Molinas has held leadership positions such as the President of the Turkey Sustainable Development Business Council, Vice Chairman of the Board of Directors at YASED International Investors Association, and President of the Coca-Cola Foundation in Türkiye and Mexico. She is the founding member for regional units of various international women's leadership organizations such as WCD. Currently serving as a member of the investment committee for Founder One, the first social impact fund in Türkiye, Molinas teaches at the London Business School. She is a member of the Harvard Business School Alumni Board and the Advisory Board of the International Management Institute at Georgia State University. A graduate of Harvard Business School, Molinas completed her undergraduate degree in Business Administration at Boğaziçi University Faculty of Economics and Administrative Sciences.

Molinas has not held any other positions at Arçelik A.Ş. or its subsidiaries in the last five years. She has no direct relationship with senior executives of Arçelik A.Ş. She does not own directly or indirectly more than 5% of the capital of Arçelik A.Ş., does not represent any employees, and does not have any commercial relationship with Arçelik A.Ş.

Prof. Dr. Ahmet Kırman

(Independent Board Member Nominee)

Prof. Dr. Ahmet Kirman graduated from Ankara University, Faculty of Law.
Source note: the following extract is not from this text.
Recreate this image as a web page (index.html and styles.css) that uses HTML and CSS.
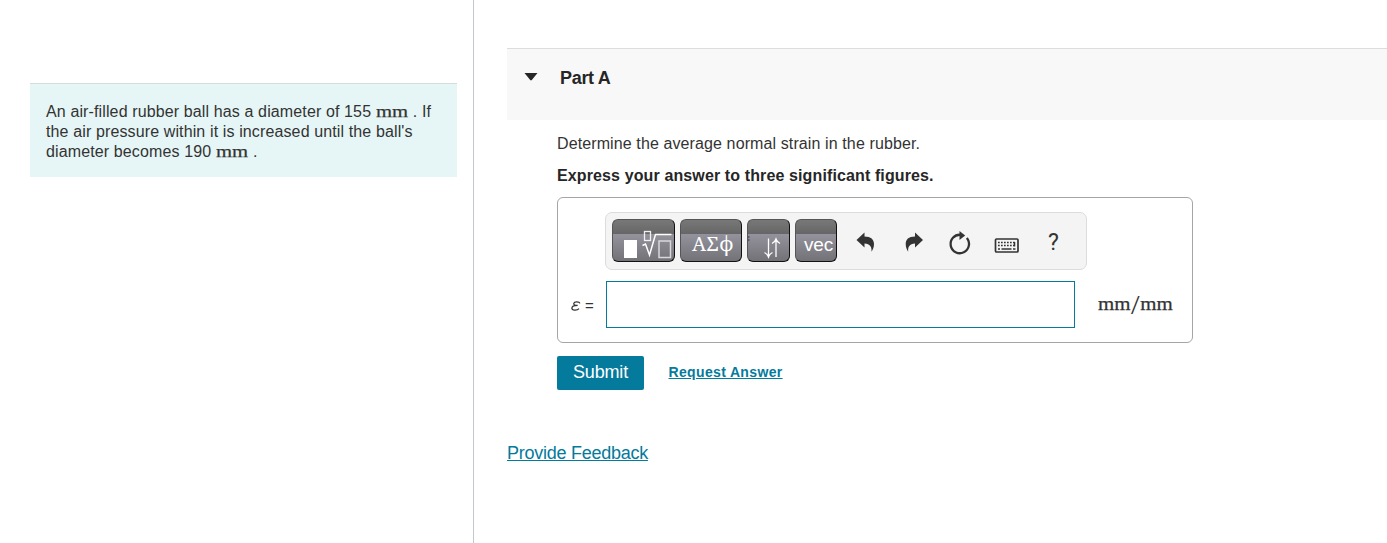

He earned his master's degree in EU Competition Law and his Ph.D. in Commercial Law. He served as an Associate Professor and later as a Professor of Financial Law at Ankara University. Additionally, he held various positions, including Faculty Member, Division Head, Head of the Finance Department, and Institute Director at the Faculty of Political Science, Ankara University. Prof. Kirman also contributed as a Faculty Member at the Faculty of Law, Galatasaray University. Currently, he continues to deliver lectures to postgraduate students at Galatasaray University and serves as a member of the Advisory Board at Galatasaray Law Faculty. Moreover, he is an esteemed member of the Board of Trustees at Koç University.

Dr. Kırman also holds a lawyer and certified public accountant license. He practiced law in tax law and capital markets/insurance and similar financial fields. Prof. Dr. Kirman embarked on his professional journey in 1981 as a judge for the Council of State. Following this, he joined Türkiye Is Bankasi A.S., where he held diverse roles in banking and insurance.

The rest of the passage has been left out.